Así que empecé a pensar qué podía hacer partiendo de mi experiencia vital con Stephen King. Fue en ese punto en que la idea principal surgió de manera natural: una carta. Una carta a la directora de la revista hablando de mi experiencia con la obra de King. Esto enseguida me entusiasmó. Era justo el combustible que necesitaba para empezar a trabajar: casi podía oír el ruido del motor calentándose, empezando a funcionar.
Es un momento fantástico, probablemente el mejor: cuando una idea te apasiona y empiezas a examinarla, encontrando ramificaciones, sugerencias y nuevas posibilidades, como si limpiaras de tierra una joya recién desenterrada, y fueras descubriendo poco a poco cada una de sus brillantes caras. Luego te pasas unas cuantas semanas tallándola y otras semanas más puliéndola hasta que acabas detestándola y te prometes ir al chino la próxima vez a comprar una baratija, en vez de ponerte a excavar por ahí.
Así que me puse con ello. Pero ¿cómo empezar? «Bueno —pensé— de la manera más honesta: con la vergonzosa escena de It, que ya cuando la leí me dejó picueto». Me gustó la idea: poner las cartas sobre la mesa desde el principio, deshacerse del muerto cuanto antes. Me daba la impresión de que el camino se allanaba a partir de ahí. Y en el momento que empecé a escribir eso, apareció por allí el autor de la carta con sus ideas acerca de lo que no funcionaba en esa escena. Ahí estaba entonces el núcleo del relato.
Lo demás vino solo.
Empecé a escribir enseguida. Me documenté rápidamente, releyendo algunas cosas muy concretas del autor para encontrar otras escenas que pudiera utilizar. La estructura se construyó prácticamente sola, a partir de la experiencia personal, que fui aliñando a conveniencia y con sumo deleite. La verdad es que escribirlo fue como la seda: un auténtico placer.
Lo revisé unas cuantas veces, lo envié relativamente pronto, y a descansar unos días. Luego se me echó el verano encima y surgieron otras cosas que han ido relegando al confinamiento a mi relato sobre el ídem.

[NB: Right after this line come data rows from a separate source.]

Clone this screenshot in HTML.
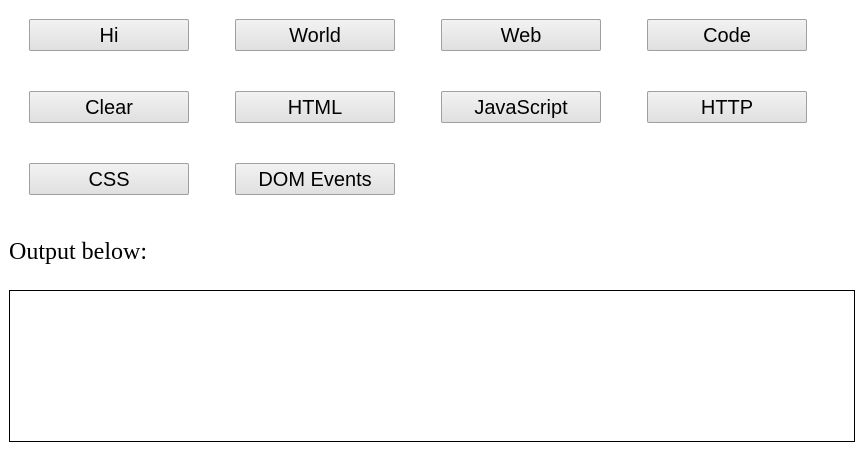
<!DOCTYPE html>
<html><head><style>
body{margin:0;width:865px;height:452px;background:#fff;position:relative;overflow:hidden}
.b{position:absolute;width:160px;height:32px;box-sizing:border-box;border:1px solid #a0a0a0;border-radius:2px;background:linear-gradient(#f2f2f2,#e0e0e0);font:20px "Liberation Sans",sans-serif;color:#000;text-align:center;line-height:32px}
.t{position:absolute;left:9px;top:239px;font:24px "Liberation Serif",serif;color:#000}
.o{position:absolute;left:9px;top:290px;width:846px;height:152px;box-sizing:border-box;border:1px solid #000}
</style></head><body>
<div class="b" style="left:29px;top:19px">Hi</div>
<div class="b" style="left:235px;top:19px">World</div>
<div class="b" style="left:441px;top:19px">Web</div>
<div class="b" style="left:647px;top:19px">Code</div>
<div class="b" style="left:29px;top:91px">Clear</div>
<div class="b" style="left:235px;top:91px">HTML</div>
<div class="b" style="left:441px;top:91px">JavaScript</div>
<div class="b" style="left:647px;top:91px">HTTP</div>
<div class="b" style="left:29px;top:163px">CSS</div>
<div class="b" style="left:235px;top:163px">DOM Events</div>
<div class="t">Output below:</div>
<div class="o"></div>
</body></html>
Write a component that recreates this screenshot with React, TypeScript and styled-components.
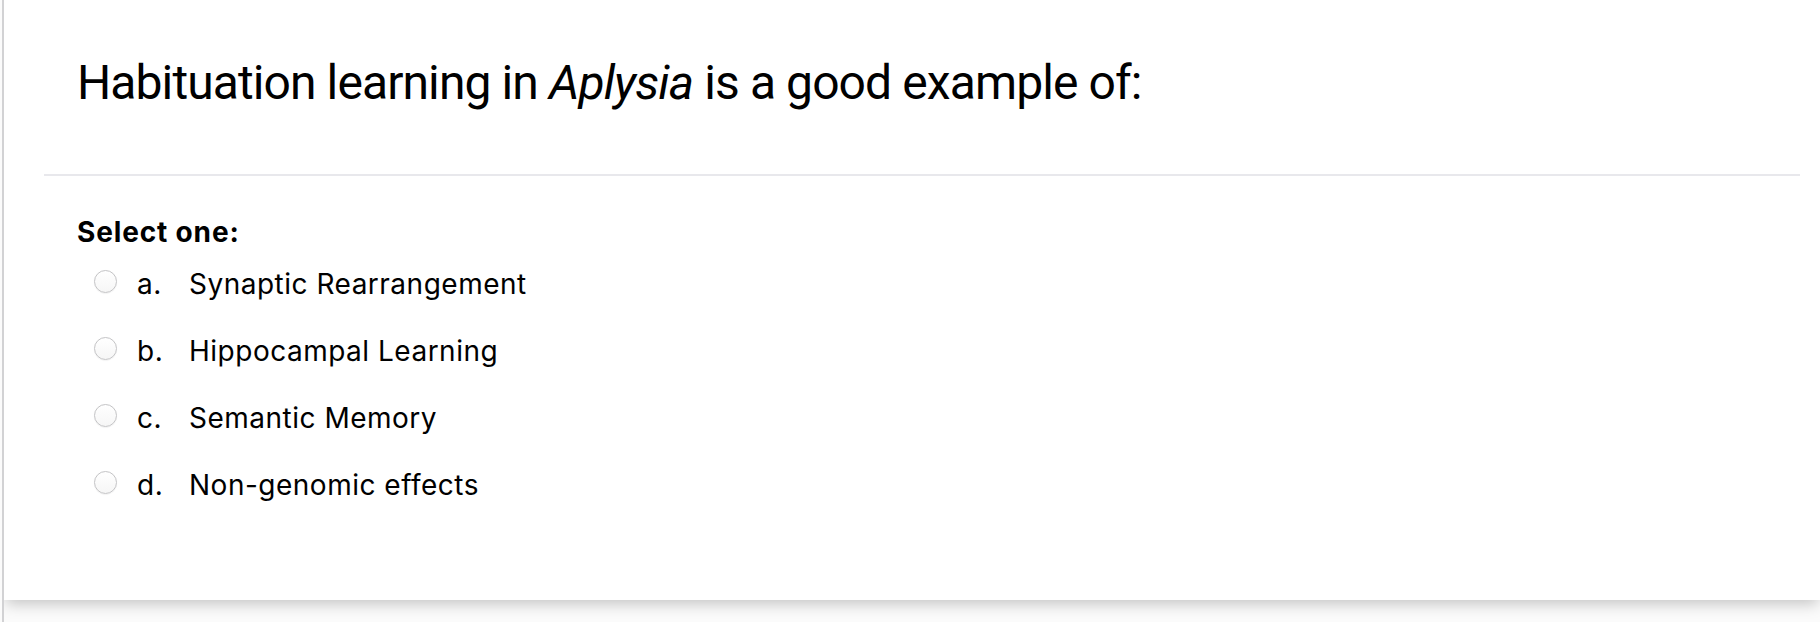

Los seleccionadores han hecho un gran trabajo para leerse todas las propuestas y hacer una selección en la que, seguramente por error, está incluida mi carta. En fin, nadie es perfecto. Yo se lo agradezco. Por cierto, que habrá otro volumen de la revista también dedicado a King, porque decidieron que la calidad de muchos de los relatos justificaba, en esta ocasión, ampliar la revista.
Ah, se me olvidaba. Para no perder la costumbre, en Carta a la directora (como ya hice en Notas manuscritas…) incluí una frase extraída directamente de uno de los relatos a los que hace referencia. A ver si la encuentras.
[1] Por cierto, que me ha sido imposible encontrar en la web una imagen de esa portada. Y estoy seguro de que no es producto de mi imaginación. Si tú la encuentras por ahí, sería un puntazo que me la hicieras llegar, porque me encantaría volver a verla.